En ik zie dezelfde foto's al voor me met allemaal 40kanaals 3-en en 4-en...

de common-rail-diesel ( uitvinding van F1-ferrari-fiat) is nu toch ook wereldwijd de standaard in diesels?

----------


## Tofke78

> citaat:_Geplaatst door **************_
> 
> gelul van een dronken aardbei. 
> Die mini-tafels (alhoewel een verona toch wel wat ruimte heeft) is een supersterke zet geweest. Met de reputatie vanm de grote broers een stuk markt, en dus winst aantrekken is altijd nog het doel geweest van iedere ondernemer. Daarnaast klinken die kleine zusjes echt niet slecht, kan ik uit ervaring mededelen. 
> 
> En ik zie dezelfde foto's al voor me met allemaal 40kanaals 3-en en 4-en...
> 
> de common-rail-diesel ( uitvinding van F1-ferrari-fiat) is nu toch ook wereldwijd de standaard in diesels?



Ben ik volledig mee eens!!  Iemand die zoiets beweerd, bedoelt dat het pas goed is wanneer het groot en log is en veeeeeeeel knoppen heeft  :-)  Waarom zou nu plots de kwaliteit van een "kleinere" Midas zoooooveel slechter zijn dan die van een "grotere"???  Je hebt ook een Mercedes A C E en S klasse è.  En die A en C heeft verdomd goeie kwaliteit aan boord  :-D

----------


## showband

> citaat:_Geplaatst door elmer_
> inderdaad dat zeg ik ja, en natuurlijk een Midas kost een paar centen maar dan heb je ook wat! persoonlijk ben ik van mening dat het jammer is dat je van die kleine "midasjes" kan kopen, hadden ze nooit moeten doen, het is toch iets waar je jezelf mee associert en das toch jammer van zo'n merk als Midas. 
> Bouw dan die tafeltjes onder een andere merknaam bv, dan blijft een Midas iets exclusiefs



Ik persoonlijk haal altijd de logo's van mijn spullen of plak ze af. Als er iets Géén overweging bij apparatuur op een productie is, is het wel de herkomst. Helaas veel te vaak zie je totaal minderwaardig spul op het toneel omdat het volgens de merknaam 'goed spul' is. 

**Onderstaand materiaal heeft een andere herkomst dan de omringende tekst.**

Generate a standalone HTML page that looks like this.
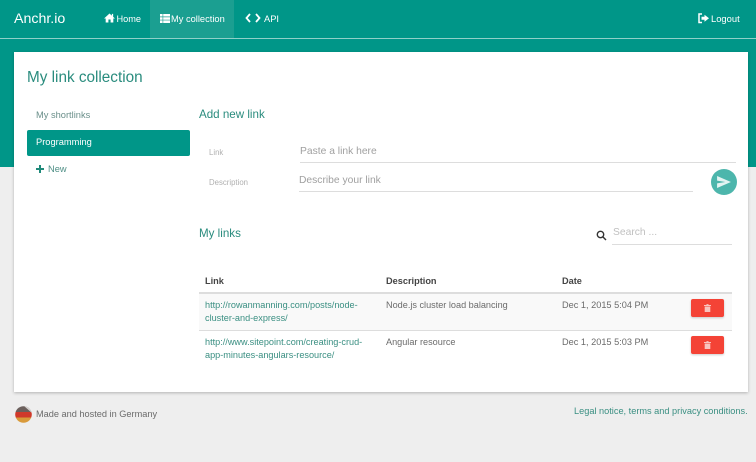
<!DOCTYPE html>
<html><head><meta charset="utf-8">
<style>
html,body{margin:0;padding:0}
body{width:756px;height:462px;overflow:hidden;position:relative;background:#eee;font-family:"Liberation Sans",sans-serif;font-size:10px;color:#6b6b6b}
.a{position:absolute;white-space:nowrap}
.teal{color:#2a8c7e}
svg{position:absolute;display:block}
</style></head><body>
<div class="a" style="left:0;top:0;width:756px;height:167px;background:#009688"></div>
<div class="a" style="left:0;top:38px;width:756px;height:1px;background:#8fd0c8"></div>
<div class="a" style="left:150px;top:0;width:84px;height:38px;background:#1b9f91"></div>
<div class="a" style="left:14px;top:10px;font-size:14.200px;line-height:18px;color:#fff">Anchr.io</div>
<svg style="left:104px;top:13px" width="11" height="10" viewBox="0 0 12 11"><path fill="#fff" d="M6 0.500L0 6h1.800v4.500h3V7.200h2.400v3.300h3V6H12L10 4.200V1H8.600v1.900z"/></svg>
<div class="a" style="left:116.500px;top:13px;font-size:9.200px;line-height:12px;color:#fff">Home</div>
<svg style="left:160px;top:14px" width="10" height="9" viewBox="0 0 10 9"><path fill="#fff" d="M0 0h2.600v2.500H0zM3.200 0H10v2.500H3.200zM0 3.200h2.600v2.500H0zM3.200 3.200H10v2.500H3.200zM0 6.400h2.600V9H0zM3.200 6.400H10V9H3.200z"/></svg>
<div class="a" style="left:171px;top:13px;font-size:9.300px;line-height:12px;color:#fff">My collection</div>
<svg style="left:245px;top:13px" width="16" height="10" viewBox="0 0 16 10" fill="none" stroke="#fff" stroke-width="1.800"><path d="M5 1L1.500 5 5 9M11 1l3.500 4L11 9"/></svg>
<div class="a" style="left:264px;top:13px;font-size:9.300px;line-height:12px;color:#fff">API</div>
<svg style="left:698px;top:13px" width="11" height="11" viewBox="0 0 11 11"><path fill="none" stroke="#fff" stroke-width="1.500" d="M4 1H1v8.500h3"/><path fill="#fff" d="M3.500 3.800h3V1.800L11 5.300 6.500 8.800V6.800h-3z"/></svg>
<div class="a" style="left:711px;top:13px;font-size:9.400px;line-height:12px;color:#fff">Logout</div>

<div class="a" style="left:14px;top:52px;width:734px;height:340px;background:#fff;box-shadow:0 1px 3px rgba(0,0,0,.25)"></div>
<div class="a teal" style="left:27px;top:68px;font-size:15.300px;line-height:19px">My link collection</div>

<div class="a" style="left:36px;top:109px;font-size:9.300px;line-height:13px;color:#6a8f8a">My shortlinks</div>
<div class="a" style="left:27px;top:130px;width:163px;height:26px;background:#009688;border-radius:2px"></div>
<div class="a" style="left:36px;top:136px;font-size:9.300px;line-height:13px;color:#fff">Programming</div>
<svg style="left:36px;top:165px" width="8" height="8" viewBox="0 0 8 8"><path fill="#1f8a7a" d="M3 0h2v3h3v2H5v3H3V5H0V3h3z"/></svg>
<div class="a" style="left:48px;top:163px;font-size:9.300px;line-height:13px;color:#4f8f86">New</div>

<div class="a teal" style="left:199px;top:107px;font-size:11.600px;line-height:15px">Add new link</div>
<div class="a" style="left:209px;top:147px;font-size:7.800px;line-height:11px;color:#b0b0b0">Link</div>
<div class="a" style="left:209px;top:177px;font-size:7.800px;line-height:11px;color:#b0b0b0">Description</div>
<div class="a" style="left:300px;top:145px;font-size:10.300px;line-height:13px;color:#a0a0a0">Paste a link here</div>
<div class="a" style="left:300px;top:162px;width:436px;height:1px;background:#ddd"></div>
<div class="a" style="left:299px;top:174px;font-size:10.300px;line-height:13px;color:#a0a0a0">Describe your link</div>
<div class="a" style="left:299px;top:191px;width:394px;height:1px;background:#ddd"></div>
<div class="a" style="left:711px;top:169px;width:26px;height:26px;border-radius:50%;background:#4db6ac"></div>
<svg style="left:717px;top:176px" width="14" height="12" viewBox="0 0 15 13"><path fill="#e4f4f2" d="M0 0l15 6.500L0 13V8l9-1.500L0 5z"/></svg>

<div class="a teal" style="left:199px;top:226px;font-size:11.600px;line-height:15px">My links</div>
<svg style="left:596px;top:230px" width="11" height="11" viewBox="0 0 11 11" fill="none" stroke="#333" stroke-width="1.400"><circle cx="4.500" cy="4.500" r="3.200"/><path d="M7 7l3 3"/></svg>
<div class="a" style="left:613px;top:226px;font-size:10.300px;line-height:13px;color:#c0c0c0">Search ...</div>
<div class="a" style="left:612px;top:244px;width:120px;height:1px;background:#ddd"></div>

<div class="a" style="left:199px;top:293px;width:533px;height:37px;background:#f9f9f9"></div>
<div class="a" style="left:199px;top:292px;width:533px;height:2px;background:#ddd"></div>
<div class="a" style="left:199px;top:330px;width:533px;height:1px;background:#ddd"></div>
<div class="a" style="left:205px;top:275px;font-size:9.200px;line-height:12px;font-weight:bold;color:#444">Link</div>
<div class="a" style="left:386px;top:275px;font-size:9.200px;line-height:12px;font-weight:bold;color:#444">Description</div>
<div class="a" style="left:562px;top:275px;font-size:9.200px;line-height:12px;font-weight:bold;color:#444">Date</div>

<div class="a" style="left:205px;top:299px;font-size:9.150px;line-height:13px;color:#3a8f82">http://rowanmanning.com/posts/node-<br>cluster-and-express/</div>
<div class="a" style="left:386px;top:299px;font-size:9.150px;line-height:13px">Node.js cluster load balancing</div>
<div class="a" style="left:562px;top:299px;font-size:9.200px;line-height:13px">Dec 1, 2015 5:04 PM</div>
<div class="a" style="left:691px;top:299px;width:33px;height:18px;background:#f44336;border-radius:2px;box-shadow:0 1px 2px rgba(0,0,0,.2)"></div>
<svg style="left:704px;top:304px" width="7" height="8" viewBox="0 0 8 9"><path fill="#f8c4bf" d="M2.800 0h2.400v1H8v1.200H0V1h2.800zM.8 2.800h6.400V9H.8z"/></svg>

<div class="a" style="left:205px;top:336px;font-size:9.150px;line-height:13px;color:#3a8f82">http://www.sitepoint.com/creating-crud-<br>app-minutes-angulars-resource/</div>
<div class="a" style="left:386px;top:336px;font-size:9.150px;line-height:13px">Angular resource</div>
<div class="a" style="left:562px;top:336px;font-size:9.200px;line-height:13px">Dec 1, 2015 5:03 PM</div>
<div class="a" style="left:691px;top:336px;width:33px;height:18px;background:#f44336;border-radius:2px;box-shadow:0 1px 2px rgba(0,0,0,.2)"></div>
<svg style="left:704px;top:341px" width="7" height="8" viewBox="0 0 8 9"><path fill="#f8c4bf" d="M2.800 0h2.400v1H8v1.200H0V1h2.800zM.8 2.800h6.400V9H.8z"/></svg>

<svg style="left:15px;top:406px" width="17" height="17" viewBox="0 0 17 17"><defs><clipPath id="c"><circle cx="8.500" cy="8.500" r="8.300"/></clipPath></defs><g clip-path="url(#c)"><rect width="17" height="6" fill="#6b5f5c"/><rect y="6" width="17" height="5.500" fill="#d0392b"/><rect y="11.500" width="17" height="5.500" fill="#d99a3a"/><path d="M9 0L17 0 17 7z" fill="#d8d4d2"/></g></svg>
<div class="a" style="left:36px;top:408px;font-size:9.200px;line-height:13px">Made and hosted in Germany</div>
<div class="a" style="left:574px;top:405px;font-size:9.200px;line-height:13px;color:#3a8f82">Legal notice, terms and privacy conditions.</div>
</body></html>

even eenvoudig gesteld: Als die kleine midasjes wél in een hoek van de orginele fabriek waren gebouwd waren ze dan beter? Als er een andere sticker op die kleine midasjes zat. Was jij blij, maar denk je dat ze dan anders zouden functioneren? 

Dit is echt het gelul van mensen die een volkswagen kopen omdat ze een skoda niets vinden. [} :Smile: ]

----------


## elmer

er worden weinig slechte producten gemaakt en alles is naar zijn geld. en absoluut een venice klinkt goed!!

----------


## Olaf Duffhuës

Er zijn maar 4 merken die erg veel gebruikt worden...En het gaat nog steeds om smaak...Ik vind een Midas ook lekker klinken...Maar heb laatst een A&H geprobeerd....ook goed...Daar tegen vond ik de GB4 tegenvallen...Zo is het atijd wat...

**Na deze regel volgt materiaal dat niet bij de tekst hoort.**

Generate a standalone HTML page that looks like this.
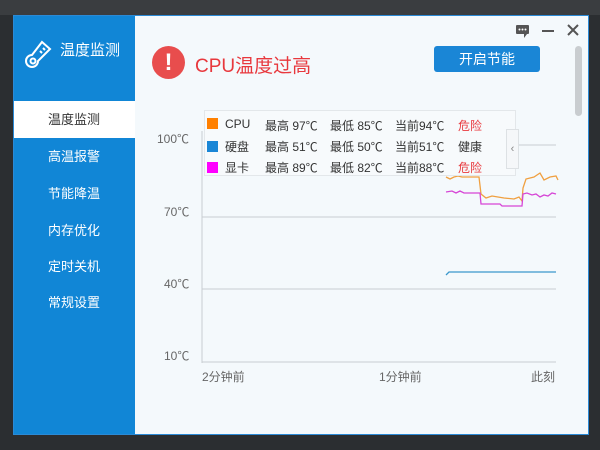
<!DOCTYPE html>
<html><head><meta charset="utf-8"><style>
*{margin:0;padding:0;box-sizing:border-box}
body{width:600px;height:450px;overflow:hidden;background:#2b2e31;font-family:"Liberation Sans","Noto Sans CJK SC",sans-serif;position:relative}
.topbar{position:absolute;left:0;top:0;width:600px;height:15px;background:#3a3d40}
.win{position:absolute;left:13px;top:15px;width:576px;height:420px;background:#f4f9fc;border:1px solid #2b8ad6}
.side{position:absolute;left:0;top:0;width:121px;height:418px;background:#1186d6}
.logo{position:absolute;left:46px;top:23px;color:#fff;font-size:15px}
.nav{position:absolute;left:0;width:121px;height:37px;line-height:37px;color:#fff;font-size:13px;padding-left:34px}
.nav.act{background:#fff;color:#333}
.t{position:absolute;font-size:12px;color:#333;white-space:nowrap}
.ax{position:absolute;font-size:12px;color:#666}
</style></head><body>
<div class="topbar"></div>
<div class="win">
 <div class="side">
  <svg style="position:absolute;left:10px;top:23px" width="30" height="32" viewBox="0 0 30 32" fill="none" stroke="#fff" stroke-width="2"><path d="M18 3 L26 10 L14 22 A6 6 0 1 1 8 16 Z"/><circle cx="9" cy="22" r="2.5"/><path d="M19 9l2 2M16 12l2 2"/></svg>
  <div class="logo">温度监测</div>
  <div class="nav act" style="top:85px">温度监测</div>
  <div class="nav" style="top:122px">高温报警</div>
  <div class="nav" style="top:159px">节能降温</div>
  <div class="nav" style="top:196px">内存优化</div>
  <div class="nav" style="top:232px">定时关机</div>
  <div class="nav" style="top:268px">常规设置</div>
 </div>
 <svg style="position:absolute;left:500px;top:5px" width="70" height="20"><rect x="2" y="4" width="13" height="9" rx="1" fill="#555"/><path d="M10 13l0 4 3-4z" fill="#555"/><circle cx="5.5" cy="8.5" r="1" fill="#fff"/><circle cx="8.5" cy="8.5" r="1" fill="#fff"/><circle cx="11.5" cy="8.5" r="1" fill="#fff"/><path d="M28 10h12" stroke="#555" stroke-width="2"/><path d="M54 4l10 10M64 4l-10 10" stroke="#555" stroke-width="2"/></svg>
 <div style="position:absolute;left:138px;top:30px;width:33px;height:33px;border-radius:50%;background:#e84d4d;color:#fff;font-size:24px;font-weight:bold;text-align:center;line-height:33px">!</div>
 <div style="position:absolute;left:181px;top:35px;color:#e8383d;font-size:19px">CPU温度过高</div>
 <div style="position:absolute;left:420px;top:30px;width:106px;height:26px;background:#1a86d6;border-radius:3px;color:#fff;font-size:14px;text-align:center;line-height:26px">开启节能</div>
 <div style="position:absolute;left:561px;top:30px;width:7px;height:70px;border-radius:4px;background:#c9cdd0"></div>
 <svg style="position:absolute;left:0;top:0" width="576" height="420">
  <line x1="188" y1="115" x2="188" y2="347" stroke="#c8cdd2"/>
  <line x1="495" y1="129" x2="542" y2="129" stroke="#c8cdd2"/>
  <line x1="188" y1="201" x2="542" y2="201" stroke="#c8cdd2"/>
  <line x1="188" y1="273" x2="542" y2="273" stroke="#c8cdd2"/>
  <line x1="188" y1="346" x2="542" y2="346" stroke="#c8cdd2"/>
  <polyline fill="none" stroke="#f0a040" stroke-width="1.3" points="432,161 436,163 440,161 444,160 448,161 465,161 467,178 472,182 478,180 490,182 500,183 505,181 508,185 509,172 512,163 520,161 526,157 530,164 536,161 542,160 544,164"/>
  <polyline fill="none" stroke="#d646d6" stroke-width="1.3" points="432,176 438,175 442,177 446,175 450,177 466,177 467,188 486,188 488,190 508,190 509,178 513,177 518,179 522,178 526,181 530,179 534,180 538,177 542,178"/>
  <polyline fill="none" stroke="#3a98cc" stroke-width="1.3" points="432,259 435,256 542,256"/>
 </svg>
 <div style="position:absolute;left:190px;top:94px;width:312px;height:66px;background:#f7fafc;border:1px solid #e3e7ea"></div>
 <div style="position:absolute;left:492px;top:113px;width:13px;height:40px;background:#f5f7f9;border:1px solid #dde1e4;color:#888;font-size:11px;line-height:38px;text-align:center">‹</div>
 <div class="t" style="left:193px;top:101px"><span style="display:inline-block;width:11px;height:11px;background:#ff8000;vertical-align:-1px;margin-right:7px"></span>CPU</div>
 <div class="t" style="left:193px;top:122px"><span style="display:inline-block;width:11px;height:11px;background:#1a86d6;vertical-align:-1px;margin-right:7px"></span>硬盘</div>
 <div class="t" style="left:193px;top:143px"><span style="display:inline-block;width:11px;height:11px;background:#ff00ff;vertical-align:-1px;margin-right:7px"></span>显卡</div>
 <div class="t" style="left:251px;top:101px">最高 97℃</div><div class="t" style="left:316px;top:101px">最低 85℃</div><div class="t" style="left:381px;top:101px">当前94℃</div><div class="t" style="left:444px;top:101px;color:#e8383d">危险</div>
 <div class="t" style="left:251px;top:122px">最高 51℃</div><div class="t" style="left:316px;top:122px">最低 50℃</div><div class="t" style="left:381px;top:122px">当前51℃</div><div class="t" style="left:444px;top:122px">健康</div>
 <div class="t" style="left:251px;top:143px">最高 89℃</div><div class="t" style="left:316px;top:143px">最低 82℃</div><div class="t" style="left:381px;top:143px">当前88℃</div><div class="t" style="left:444px;top:143px;color:#e8383d">危险</div>
 <div class="ax" style="left:143px;top:114px">100℃</div>
 <div class="ax" style="left:150px;top:187px">70℃</div>
 <div class="ax" style="left:150px;top:259px">40℃</div>
 <div class="ax" style="left:150px;top:331px">10℃</div>
 <div class="ax" style="left:188px;top:352px">2分钟前</div>
 <div class="ax" style="left:365px;top:352px">1分钟前</div>
 <div class="ax" style="left:517px;top:352px">此刻</div>
</div>
</body></html>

Maar, lang verhaal kort..het gaat nog steeds over het inplug verhaal...

----------


## ruurd

hey,

ik wil niet vervelend doen hoor, maar is deze discussie wel de moeite waard?

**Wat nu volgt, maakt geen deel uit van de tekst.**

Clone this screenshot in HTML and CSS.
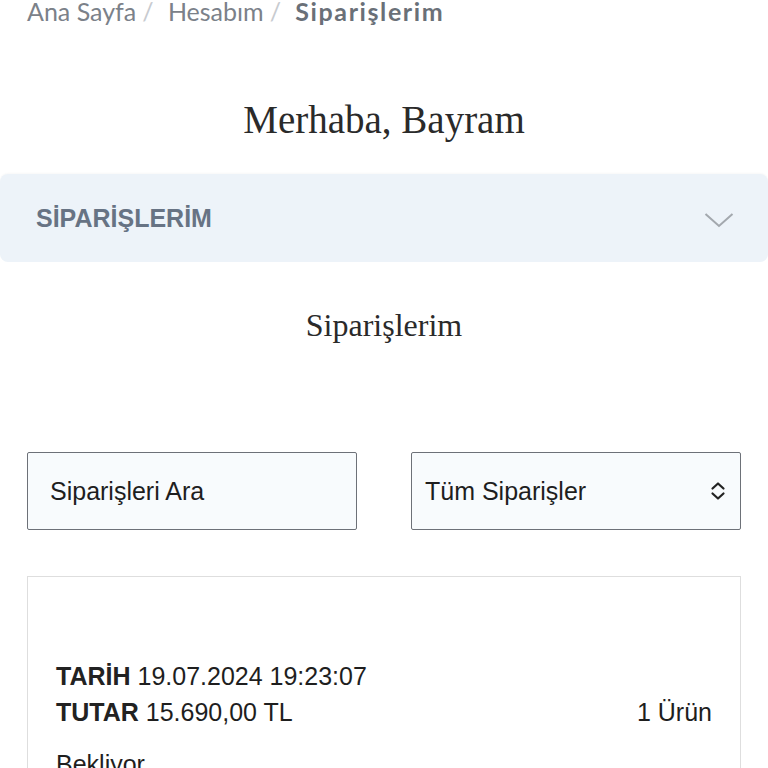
FILE: index.html
```
<!DOCTYPE html>
<html lang="tr">
<head>
<meta charset="utf-8">
<link rel="stylesheet" href="styles.css">
</head>
<body>
<nav class="breadcrumb">
  <span class="crumb">Ana Sayfa</span><span class="sep">/</span>
  <span class="crumb">Hesabım</span><span class="sep">/</span>
  <span class="crumb current">Siparişlerim</span>
</nav>
<h1 class="greeting">Merhaba, Bayram</h1>
<div class="accordion">
  <span class="acc-title">SİPARİŞLERİM</span>
  <svg class="chev" width="30" height="16" viewBox="0 0 30 16"><path d="M1.5 2 L15 14 L28.5 2" fill="none" stroke="#a3a8ae" stroke-width="2"/></svg>
</div>
<h2 class="section-title">Siparişlerim</h2>
<div class="filters">
  <div class="field"><span class="field-text">Siparişleri Ara</span></div>
  <div class="field select"><span class="field-text">Tüm Siparişler</span>
    <svg class="updown" width="16" height="20" viewBox="0 0 16 20"><path d="M2.5 7.5 L8 2.5 L13.5 7.5 M2.5 12.5 L8 17.5 L13.5 12.5" fill="none" stroke="#222" stroke-width="2.2" stroke-linecap="round" stroke-linejoin="round"/></svg>
  </div>
</div>
<div class="card">
  <div class="row"><span><b>TARİH</b> 19.07.2024 19:23:07</span></div>
  <div class="row"><span><b>TUTAR</b> 15.690,00 TL</span><span>1 Ürün</span></div>
  <div class="status">Bekliyor</div>
</div>
</body>
</html>
```
FILE: styles.css
```
html, body { margin: 0; padding: 0; background: #fff; }
body { width: 768px; overflow: hidden; }
.breadcrumb {
  font-family: Lato, "Open Sans", sans-serif;
  font-size: 25px;
  line-height: 26px;
  color: #7b8189;
  padding-left: 27px;
  margin-top: -2px;
  white-space: nowrap;
}
.sep { color: #c8cbd0; margin: 0 8px 0 6px; }
.current { font-weight: 700; color: #6a7078; letter-spacing: 1.6px; }
.greeting {
  font-family: "Liberation Serif", serif;
  font-weight: 400;
  font-size: 39px;
  color: #2a2a2a;
  text-align: center;
  margin: 74px 0 0;
  line-height: 44px;
}
.accordion {
  margin-top: 32px;
  height: 88px;
  background: #edf3f9;
  border-radius: 8px;
  display: flex;
  align-items: center;
  justify-content: space-between;
  padding: 0 34px 0 36px;
  box-shadow: 0 -1px 2px rgba(0,0,0,0.03);
}
.acc-title {
  font-family: "Liberation Sans", Arial, sans-serif;
  font-weight: 700;
  font-size: 25px;
  color: #677384;
}
.chev { margin-top: 4px; }
.section-title {
  font-family: "Liberation Serif", serif;
  font-weight: 400;
  font-size: 32px;
  color: #2a2a2a;
  text-align: center;
  margin: 45px 0 0;
  line-height: 36px;
}
.filters {
  display: flex;
  justify-content: space-between;
  padding: 0 27px;
  margin-top: 109px;
}
.field {
  width: 330px;
  height: 78px;
  box-sizing: border-box;
  border: 1.5px solid #6d7178;
  border-radius: 2px;
  background: #f8fbfd;
  display: flex;
  align-items: center;
  padding-left: 22px;
  padding-right: 14px;
}
.select { padding-left: 13px; justify-content: space-between; }
.field-text {
  font-family: "Liberation Sans", Arial, sans-serif;
  font-size: 25px;
  color: #1e1e1e;
}
.card {
  margin: 46px 27px 0;
  border: 1.5px solid #dedede;
  border-bottom: none;
  padding: 81px 28px 0 28px;
  height: 300px;
  font-family: "Liberation Sans", Arial, sans-serif;
  font-size: 25px;
  color: #1e1e1e;
}
.row {
  display: flex;
  justify-content: space-between;
  line-height: 36px;
}
.row b { color: #222; }
.status { margin-top: 16px; line-height: 36px; }
```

kijk, als je een liveset moet draaien dan wordt de kwaliteit van het geluid voor het grootste  geluid niet bepaalt door de mengtafel, maar vooral wat de technicus doet met die tafel (mixen). Natuurlijk zijn er verschillen tusen tafels. Is niet erg, maar die verschillen zijn (in verhouding) erg klein.

Zorg eerst maar dat wat je in die mengtafel stopt goed is. Dáár ontbreekt het nog wel eens aan, en het lijkt me een beetje raar om dan te zeggen: Jah, ik had geen midas xl4, of wat dan ook, tot mijn beschikking.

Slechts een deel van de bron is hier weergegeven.